A abordagem deliberada da USA Rare Earth foi projetada para controlar os riscos. No entanto, os obstáculos que a empresa enfrenta são notáveis: encontrar trabalhadores talentosos em número suficiente para atender a uma cadeia de suprimentos que deixou os EUA há anos, obter apoio do governo e competir com os produtores de baixo custo da China.
Uma grande questão é a capacidade da empresa de comercializar os depósitos minerais que possui em Round Top Mountain, perto da fronteira com o México, a sudeste de El Paso.
A empresa estabeleceu que o local contém grandes quantidades de várias terras raras, incluindo os minerais “pesados” que são especialmente valiosos.

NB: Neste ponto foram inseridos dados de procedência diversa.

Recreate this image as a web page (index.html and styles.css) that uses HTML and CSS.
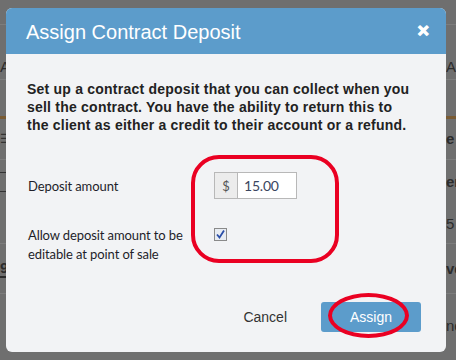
FILE: index.html
```html
<!DOCTYPE html>
<html>
<head>
<meta charset="utf-8">
<link rel="stylesheet" href="styles.css">
</head>
<body>
<div class="page">
  <div class="row r1"><span></span><span></span></div>
  <div class="row r2"><span class="frag">A</span><span class="frag right">AC</span></div>
  <div class="row r3"><span></span><span></span></div>
  <div class="bar"></div>
  <div class="row r4"><span class="frag icon">&#9776;</span><span class="frag right bold">e</span></div>
  <div class="row r5"><span class="frag box"></span><span class="frag right bold">em</span></div>
  <div class="row r6"><span></span><span class="frag right">5</span></div>
  <div class="row r7"><span class="frag bold under">9</span><span class="frag right bold">ve</span></div>
  <div class="row r9"><span></span><span class="frag right">ne</span></div>
</div>

<div class="modal">
  <div class="modal-header">
    <h1 class="title">Assign Contract Deposit</h1>
    <span class="close">&#x2715;</span>
  </div>
  <div class="modal-body">
    <p class="intro">Set up a contract deposit that you can collect when you sell the contract. You have the ability to return this to the client as either a credit to their account or a refund.</p>
    <div class="form">
      <div class="form-row">
        <label class="label">Deposit amount</label>
        <div class="input-group">
          <span class="addon">$</span>
          <span class="input">15.00</span>
        </div>
      </div>
      <div class="form-row">
        <label class="label">Allow deposit amount to be editable at point of sale</label>
        <span class="checkbox">
          <svg width="11" height="11" viewBox="0 0 11 11"><path d="M2 5.5 L4.5 8.5 L9 1.5" fill="none" stroke="#2a4ea8" stroke-width="1.8"/></svg>
        </span>
      </div>
      <div class="mark-rect"></div>
    </div>
  </div>
  <div class="modal-footer">
    <span class="btn-cancel">Cancel</span>
    <span class="btn-assign">Assign<span class="mark-ellipse"></span></span>
  </div>
</div>
</body>
</html>
```
FILE: styles.css
```css
* { box-sizing: border-box; }
html, body { margin: 0; padding: 0; }
body {
  width: 456px;
  height: 360px;
  background: #6f6f6f;
  overflow: hidden;
  position: relative;
  font-family: "Liberation Sans", Arial, sans-serif;
}

/* backdrop page */
.page { width: 456px; }
.row {
  display: flex;
  justify-content: space-between;
  align-items: center;
  border-bottom: 1px solid #7d7d7d;
}
.r1 { height: 25px; }
.r2 { height: 55px; align-items: flex-end; padding-bottom: 4px; }
.r3 { height: 36px; border-bottom: none; }
.bar { height: 3px; background: #7a5c34; }
.r4 { height: 41px; }
.r5 { height: 44px; border-bottom: none; }
.r6 { height: 40px; }
.r7 { height: 50px; }
.r9 { height: 64px; border-bottom: none; }
.frag { font-size: 15px; color: #2c2c2c; line-height: 16px; }
.frag.right { width: 10px; overflow: hidden; white-space: nowrap; }
.frag.bold { font-weight: bold; }
.frag.under { border-bottom: 2px solid #2c2c2c; }
.frag.icon { font-size: 12px; color: #333; }
.frag.box { width: 8px; height: 20px; border: 1px solid #333; border-left: none; }

/* modal */
.modal {
  position: absolute;
  left: 6px;
  top: 8px;
  width: 440px;
  height: 344px;
  background: #f2f3f5;
  border-radius: 6px;
  overflow: hidden;
  display: flex;
  flex-direction: column;
}
.modal-header {
  height: 46px;
  flex: none;
  background: #5c9ccb;
  display: flex;
  align-items: center;
  justify-content: space-between;
  padding: 0 16px 0 20px;
}
.title {
  margin: 0;
  color: #fff;
  font-weight: normal;
  font-size: 20px;
  line-height: 24px;
  margin-top: 1px;
}
.close {
  color: #fff;
  font-size: 15px;
  font-weight: bold;
  line-height: 16px;
  -webkit-text-stroke: 1.2px #fff;
}
.modal-body {
  padding: 26px 0 0 21px;
  flex: 1;
}
.intro {
  margin: 0;
  width: 386px;
  font-size: 14px;
  font-weight: bold;
  color: #222;
  line-height: 18px;
  letter-spacing: 0.22px;
}
.form {
  position: relative;
  margin-top: 38px;
}
.form-row {
  display: flex;
  align-items: flex-start;
}
.form-row + .form-row { margin-top: 27px; }
.label {
  width: 187px;
  font-family: Lato, "Open Sans", sans-serif;
  font-size: 13px;
  letter-spacing: -0.1px;
  color: #1e1e2a;
  line-height: 19px;
  padding-left: 1px;
}
.form-row:first-child .label { padding-top: 5px; }
.input-group {
  display: flex;
  height: 27px;
  border: 1px solid #b8b8b8;
  background: #fff;
}
.addon {
  width: 23px;
  background: #ececec;
  border-right: 1px solid #b8b8b8;
  display: flex;
  align-items: center;
  justify-content: center;
  font-family: Lato, sans-serif;
  font-size: 13px;
  color: #555;
}
.input {
  width: 58px;
  padding-left: 6px;
  display: flex;
  align-items: center;
  font-family: Lato, sans-serif;
  font-size: 14px;
  letter-spacing: -0.2px;
  color: #3a4660;
}
.checkbox {
  margin-top: 2px;
  width: 13px;
  height: 13px;
  border: 1px solid #8a8a8a;
  background: #e8ecf2;
  display: flex;
  align-items: center;
  justify-content: center;
}
.mark-rect {
  position: absolute;
  left: 164px;
  top: -17px;
  width: 148px;
  height: 108px;
  border: 4px solid #ea0022;
  border-radius: 28px;
}
.modal-footer {
  height: 66px;
  flex: none;
  display: flex;
  align-items: flex-start;
  justify-content: flex-end;
  padding: 16px 25px 0 0;
}
.btn-cancel {
  font-size: 14px;
  color: #333;
  line-height: 30px;
  margin-right: 34px;
}
.btn-assign {
  position: relative;
  width: 100px;
  height: 30px;
  background: #5c9ccb;
  border-radius: 3px;
  color: #fff;
  font-size: 14px;
  display: flex;
  align-items: center;
  justify-content: center;
}
.mark-ellipse {
  position: absolute;
  left: 7px;
  top: -9px;
  width: 81px;
  height: 45px;
  border: 4px solid #ea0022;
  border-radius: 50%;
}
```
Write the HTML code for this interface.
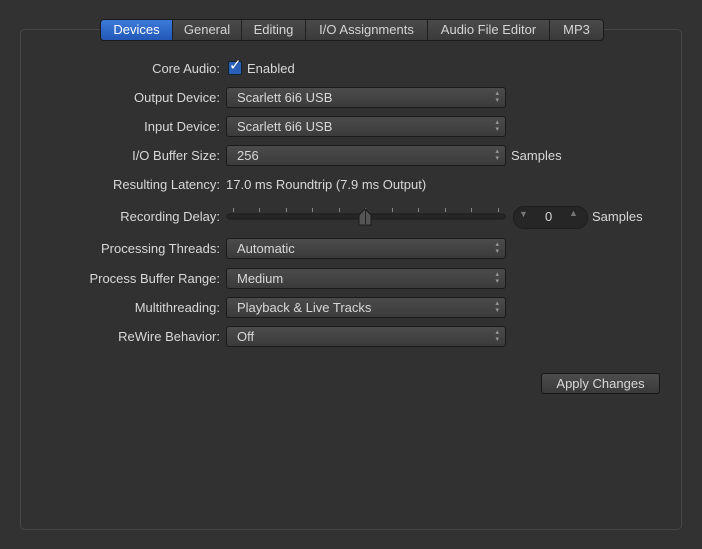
<!DOCTYPE html><html><head><style>
body{margin:0;width:702px;height:549px;background:#323232;font-family:"Liberation Sans",sans-serif;font-size:13px;color:#d8d8d8;position:relative;overflow:hidden}
.panel{position:absolute;left:20px;top:29px;width:660px;height:499px;border:1px solid #474747;border-radius:5px;background:#313131}
.tabs{position:absolute;left:100px;top:19px;height:20px;display:flex;border:1px solid #1a1a1a;border-radius:4px;overflow:hidden;background:linear-gradient(#4a4a4a,#3a3a3a)}
.tabs div{padding:0;text-align:center;line-height:20px;border-right:1px solid #1e1e1e;color:#d4d4d4}
.tabs div:last-child{border-right:none}
.tabs .on{background:linear-gradient(#3d7ad8,#2258b8);color:#fff}
.l{position:absolute;right:482px;text-align:right;white-space:nowrap}
.p{position:absolute;left:226px;width:278px;height:19px;border:1px solid #1a1a1a;border-radius:3px;background:linear-gradient(#4b4b4b,#3b3b3b);line-height:19px;padding-left:10px;box-sizing:border-box;width:280px;height:21px}
.p:after{content:"▴\A▾";white-space:pre;position:absolute;right:6px;top:2px;font-size:7px;line-height:7px;color:#999}
.t{position:absolute;white-space:nowrap}
</style></head><body>
<div class="panel"></div>
<div class="tabs"><div class="on" style="width:71px">Devices</div><div style="width:68px">General</div><div style="width:63px">Editing</div><div style="width:121px">I/O Assignments</div><div style="width:121px">Audio File Editor</div><div style="width:53px">MP3</div></div>
<div class="l" style="top:61px">Core Audio:</div>
<div style="position:absolute;left:228px;top:61px;width:12px;height:12px;border-radius:2px;background:#2a5fb8;border:1px solid #123"></div>
<div class="t" style="left:229px;top:56px;color:#fff;font-size:15px">✓</div>
<div class="t" style="left:247px;top:61px">Enabled</div>
<div class="l" style="top:90px">Output Device:</div><div class="p" style="top:87px">Scarlett 6i6 USB</div>
<div class="l" style="top:119px">Input Device:</div><div class="p" style="top:116px">Scarlett 6i6 USB</div>
<div class="l" style="top:148px">I/O Buffer Size:</div><div class="p" style="top:145px">256</div>
<div class="t" style="left:511px;top:148px">Samples</div>
<div class="l" style="top:177px">Resulting Latency:</div><div class="t" style="left:226px;top:177px">17.0 ms Roundtrip (7.9 ms Output)</div>
<div class="l" style="top:209px">Recording Delay:</div>
<svg style="position:absolute;left:226px;top:205px" width="282" height="24"><g stroke="#888" stroke-width="1"><path d="M7.5 3v4M33.5 3v4M60.5 3v4M86.5 3v4M113.5 3v4M139.5 3v4M166.5 3v4M192.5 3v4M219.5 3v4M245.5 3v4M272.5 3v4"/></g><rect x="1" y="9" width="278" height="5" rx="2.5" fill="#262626" stroke="#1c1c1c"/><path d="M133 10l6-6 6 6v10h-12z" fill="#555" stroke="#1a1a1a"/><path d="M139.5 5v14" stroke="#222"/></svg>
<div style="position:absolute;left:513px;top:206px;width:73px;height:21px;border-radius:11px;background:#262626;border:1px solid #1e1e1e"></div>
<div class="t" style="left:519px;top:209px;font-size:9px;color:#777">▼</div><div class="t" style="left:545px;top:209px">0</div><div class="t" style="left:569px;top:208px;font-size:9px;color:#777">▲</div>
<div class="t" style="left:592px;top:209px">Samples</div>
<div class="l" style="top:241px">Processing Threads:</div><div class="p" style="top:238px">Automatic</div>
<div class="l" style="top:271px">Process Buffer Range:</div><div class="p" style="top:268px">Medium</div>
<div class="l" style="top:300px">Multithreading:</div><div class="p" style="top:297px">Playback &amp; Live Tracks</div>
<div class="l" style="top:329px">ReWire Behavior:</div><div class="p" style="top:326px">Off</div>
<div style="position:absolute;left:541px;top:373px;width:119px;height:20px;border:1px solid #161616;border-radius:3px;background:linear-gradient(#4c4c4c,#3a3a3a);text-align:center;line-height:20px;box-sizing:border-box;height:21px">Apply Changes</div>
</body></html>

Em longo prazo, o plano é substituir as matérias-primas compradas da Coreia do Sul pelas terras raras da própria empresa. Essa cadeia de suprimentos “da mina ao ímã” é o Santo Graal do pensamento do setor.
Mas muitas das terras raras de Round Top são distribuídas em baixas concentrações. A empresa ainda não iniciou a produção de mineração e alguns analistas do setor duvidam que os minerais possam ser extraídos de forma lucrativa.
O controle férreo da China sobre o mercado de terras raras faz com que as questões de custo sejam uma consideração central, o que, segundo muitos analistas, exigirá que o governo federal intensifique seu envolvimento.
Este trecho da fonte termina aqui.